Samurai Jack's Creator Was A Secret Weapon Behind The Scenes Of Iron Man 2
Genndy Tartakovsky makes everything he works on better, but even he wasn't able to fix the hot mess that was "Iron Man 2." In Joanna Robinson, Dave Gonzales, and Gavin Edwards' book "MCU: The Reign of Marvel Studios," the acclaimed filmmaker behind beloved titles like "Samurai Jack," "Dexter's Laboratory," and "Star Wars: Clone Wars" reveals that he was tapped by director Jon Favreau to help streamline the Marvel sequel's climax.
"Jon was a fan, and he liked the sensibility that I had on 'Samurai,'" Tartakovsky said in an interview for "MCU." "I know what I would want from this situation, so I just tried to give it to him — and he could use all of it or none of it." The scene in question takes place in a park in Queens, where a Japanese tea garden was digitally created. Tony Stark (Robert Downey Jr.) and Rhodey (Don Cheadle) face off against hulking drones commanded by villain Ivan Vanko (Mickey Rourke), all while in the middle of a lush — and compared to the franchise's more recent, rushed CGI — realistic-looking, landscape.
The animator helped streamline a jumbled third act scene
In the film's final form, the scene looks pretty great, but apparently finding the right edit was tough. The scene was conceived before most of the sequel's other action sequences, but finished last, after Tartakovsky had given Favreau some ideas to help shape the action. According to "MCU," the animator came up with the idea for Iron Man's 360-degree spin move, coupled with a laser beam that sliced the remaining drones in half. After Tony pulls off the maneuver, Rhodey teases him for not doing that in the first place, but Tony says it was built as a "one-off." Tartakovsky apparently worked with Favreau to tweak the climax, which wasn't completed until reshoots took place just months before the movie's release.
"It became kind of normalized," Tartakovsky said in reference to one rough cut he saw that took away some of the scene's sense of surprise. Luckily, that wasn't the final version. "Then the next time I saw it, it was put back together, more or less," he explained. Marc Chu, who worked as an animation supervisor on the film via Industrial Light and Magic, said that the tea garden fight scene, which also includes Rourke's Whiplash, was "one of those third-act reinventions in the final couple of months."
The movie still wasn't great
Tartakovsky certainly helped pull together the climax of "Iron Man 2," but one great scene unfortunately couldn't save the movie from the middling reputation it still holds today. While plenty of MCU films would end up being much worse than "Iron Man 2," the film is remembered as Marvel's first attempt at shoehorning in multiple new heroes and villains in a limited runtime.
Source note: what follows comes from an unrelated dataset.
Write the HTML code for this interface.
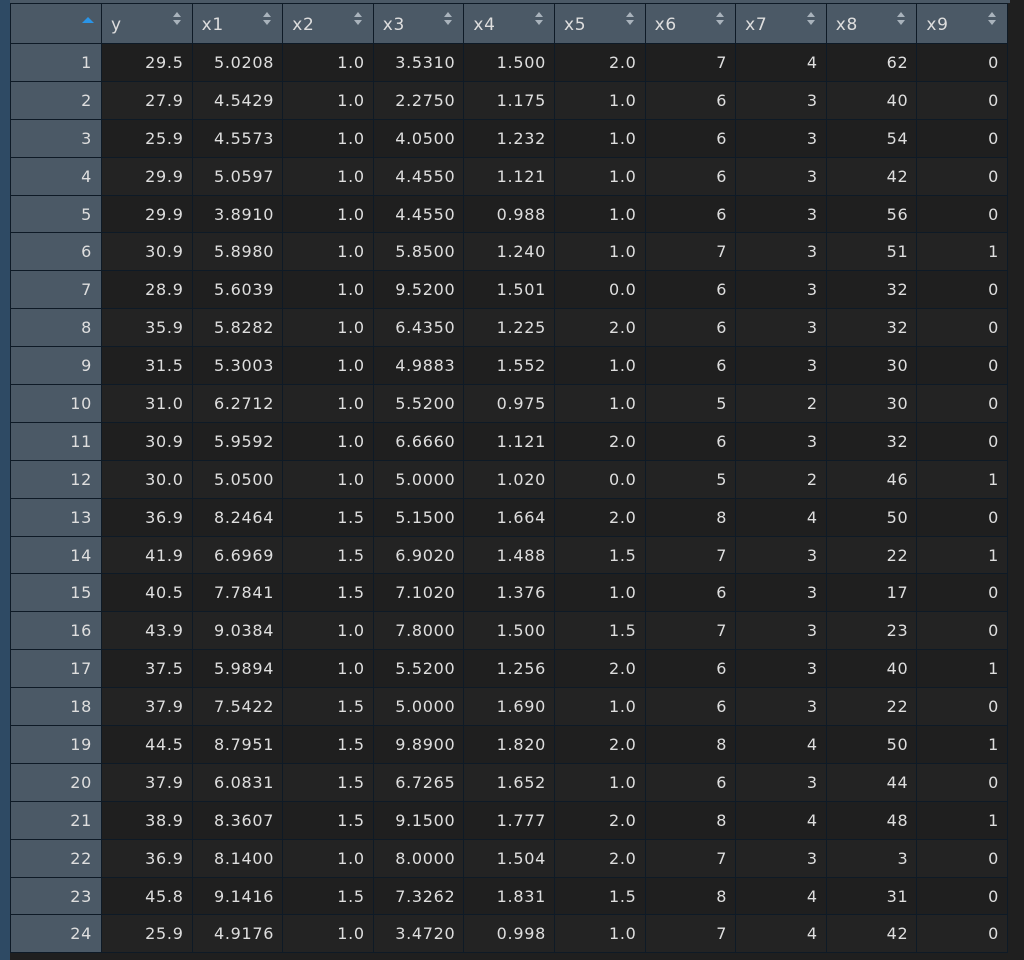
<!DOCTYPE html>
<html><head><style>
html,body{margin:0;padding:0;width:1024px;height:960px;overflow:hidden;background:#1f1f1f;}
.strip{position:absolute;left:0;top:0;width:10px;height:960px;background:#2e4a64;}
.top{position:absolute;left:10px;top:0;width:1000px;height:3px;background:#4b5966;}
table{position:absolute;left:10px;top:3px;border-collapse:separate;border-spacing:1px;background:#0e1a26;table-layout:fixed;width:998px;}
td,th{font-family:"DejaVu Sans","Liberation Sans",sans-serif;font-size:16px;letter-spacing:0.7px;color:#dedede;padding:0;overflow:hidden;white-space:nowrap;}
th{height:39px;background:#4b5966;font-weight:normal;text-align:left;position:relative;font-size:17px;}
th span{position:absolute;left:9px;top:11px;}
th i{position:absolute;right:10px;top:8px;width:9px;height:15px;}
th i:before{content:"";position:absolute;left:0;top:0;border-left:4.5px solid transparent;border-right:4.5px solid transparent;border-bottom:5px solid #a9b3bc;}
th i:after{content:"";position:absolute;left:0;top:8px;border-left:4.5px solid transparent;border-right:4.5px solid transparent;border-top:5px solid #a9b3bc;}
th.rn b{position:absolute;right:7px;top:13px;border-left:6px solid transparent;border-right:6px solid transparent;border-bottom:6px solid #2a95e8;}
td{height:36.9px;background:#1f1f1f;text-align:right;padding-right:8px;}
td.r{background:#4b5966;padding-right:9px;}
tr:nth-child(odd) td:not(.r){background:#232323;}
</style></head><body>
<div class="strip"></div><div class="top"></div>
<table>
<colgroup><col style="width:90px"><col span="10"></colgroup>
<tr><th class="rn"><b></b></th><th><span>y</span><i></i></th><th><span>x1</span><i></i></th><th><span>x2</span><i></i></th><th><span>x3</span><i></i></th><th><span>x4</span><i></i></th><th><span>x5</span><i></i></th><th><span>x6</span><i></i></th><th><span>x7</span><i></i></th><th><span>x8</span><i></i></th><th><span>x9</span><i></i></th></tr>
<tr><td class="r">1</td><td>29.5</td><td>5.0208</td><td>1.0</td><td>3.5310</td><td>1.500</td><td>2.0</td><td>7</td><td>4</td><td>62</td><td>0</td></tr>
<tr><td class="r">2</td><td>27.9</td><td>4.5429</td><td>1.0</td><td>2.2750</td><td>1.175</td><td>1.0</td><td>6</td><td>3</td><td>40</td><td>0</td></tr>
<tr><td class="r">3</td><td>25.9</td><td>4.5573</td><td>1.0</td><td>4.0500</td><td>1.232</td><td>1.0</td><td>6</td><td>3</td><td>54</td><td>0</td></tr>
<tr><td class="r">4</td><td>29.9</td><td>5.0597</td><td>1.0</td><td>4.4550</td><td>1.121</td><td>1.0</td><td>6</td><td>3</td><td>42</td><td>0</td></tr>
<tr><td class="r">5</td><td>29.9</td><td>3.8910</td><td>1.0</td><td>4.4550</td><td>0.988</td><td>1.0</td><td>6</td><td>3</td><td>56</td><td>0</td></tr>
<tr><td class="r">6</td><td>30.9</td><td>5.8980</td><td>1.0</td><td>5.8500</td><td>1.240</td><td>1.0</td><td>7</td><td>3</td><td>51</td><td>1</td></tr>
<tr><td class="r">7</td><td>28.9</td><td>5.6039</td><td>1.0</td><td>9.5200</td><td>1.501</td><td>0.0</td><td>6</td><td>3</td><td>32</td><td>0</td></tr>
<tr><td class="r">8</td><td>35.9</td><td>5.8282</td><td>1.0</td><td>6.4350</td><td>1.225</td><td>2.0</td><td>6</td><td>3</td><td>32</td><td>0</td></tr>
<tr><td class="r">9</td><td>31.5</td><td>5.3003</td><td>1.0</td><td>4.9883</td><td>1.552</td><td>1.0</td><td>6</td><td>3</td><td>30</td><td>0</td></tr>
<tr><td class="r">10</td><td>31.0</td><td>6.2712</td><td>1.0</td><td>5.5200</td><td>0.975</td><td>1.0</td><td>5</td><td>2</td><td>30</td><td>0</td></tr>
<tr><td class="r">11</td><td>30.9</td><td>5.9592</td><td>1.0</td><td>6.6660</td><td>1.121</td><td>2.0</td><td>6</td><td>3</td><td>32</td><td>0</td></tr>
<tr><td class="r">12</td><td>30.0</td><td>5.0500</td><td>1.0</td><td>5.0000</td><td>1.020</td><td>0.0</td><td>5</td><td>2</td><td>46</td><td>1</td></tr>
<tr><td class="r">13</td><td>36.9</td><td>8.2464</td><td>1.5</td><td>5.1500</td><td>1.664</td><td>2.0</td><td>8</td><td>4</td><td>50</td><td>0</td></tr>
<tr><td class="r">14</td><td>41.9</td><td>6.6969</td><td>1.5</td><td>6.9020</td><td>1.488</td><td>1.5</td><td>7</td><td>3</td><td>22</td><td>1</td></tr>
<tr><td class="r">15</td><td>40.5</td><td>7.7841</td><td>1.5</td><td>7.1020</td><td>1.376</td><td>1.0</td><td>6</td><td>3</td><td>17</td><td>0</td></tr>
<tr><td class="r">16</td><td>43.9</td><td>9.0384</td><td>1.0</td><td>7.8000</td><td>1.500</td><td>1.5</td><td>7</td><td>3</td><td>23</td><td>0</td></tr>
<tr><td class="r">17</td><td>37.5</td><td>5.9894</td><td>1.0</td><td>5.5200</td><td>1.256</td><td>2.0</td><td>6</td><td>3</td><td>40</td><td>1</td></tr>
<tr><td class="r">18</td><td>37.9</td><td>7.5422</td><td>1.5</td><td>5.0000</td><td>1.690</td><td>1.0</td><td>6</td><td>3</td><td>22</td><td>0</td></tr>
<tr><td class="r">19</td><td>44.5</td><td>8.7951</td><td>1.5</td><td>9.8900</td><td>1.820</td><td>2.0</td><td>8</td><td>4</td><td>50</td><td>1</td></tr>
<tr><td class="r">20</td><td>37.9</td><td>6.0831</td><td>1.5</td><td>6.7265</td><td>1.652</td><td>1.0</td><td>6</td><td>3</td><td>44</td><td>0</td></tr>
<tr><td class="r">21</td><td>38.9</td><td>8.3607</td><td>1.5</td><td>9.1500</td><td>1.777</td><td>2.0</td><td>8</td><td>4</td><td>48</td><td>1</td></tr>
<tr><td class="r">22</td><td>36.9</td><td>8.1400</td><td>1.0</td><td>8.0000</td><td>1.504</td><td>2.0</td><td>7</td><td>3</td><td>3</td><td>0</td></tr>
<tr><td class="r">23</td><td>45.8</td><td>9.1416</td><td>1.5</td><td>7.3262</td><td>1.831</td><td>1.5</td><td>8</td><td>4</td><td>31</td><td>0</td></tr>
<tr><td class="r">24</td><td>25.9</td><td>4.9176</td><td>1.0</td><td>3.4720</td><td>0.998</td><td>1.0</td><td>7</td><td>4</td><td>42</td><td>0</td></tr>
</table>
</body></html>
"Everything fun and terrific about 'Iron Man,' a mere two years ago, has vanished with its sequel," Kirk Honeycutt wrote in The Hollywood Reporter's review of the film, continuing, "In its place, "Iron Man 2" has substituted noise, confusion, multiple villains, irrelevant stunts and misguided story lines." In a 2019 retrospective, /Film's Siddhant Adlakha pointed out an even worse problem with the film: the Department of Defense apparently had script approval, making it a propaganda film pretty much by definition.
"Iron Man 2" is not great, but the scene Tartakovsky helped craft is, unsurprisingly, a standout. It's not an all-time-great action scene by any measure, but it is a reminder that even the iffiest of superhero flicks at one point delivered crisp-looking action and CGI. It still doesn't look half as good as "Primal," though.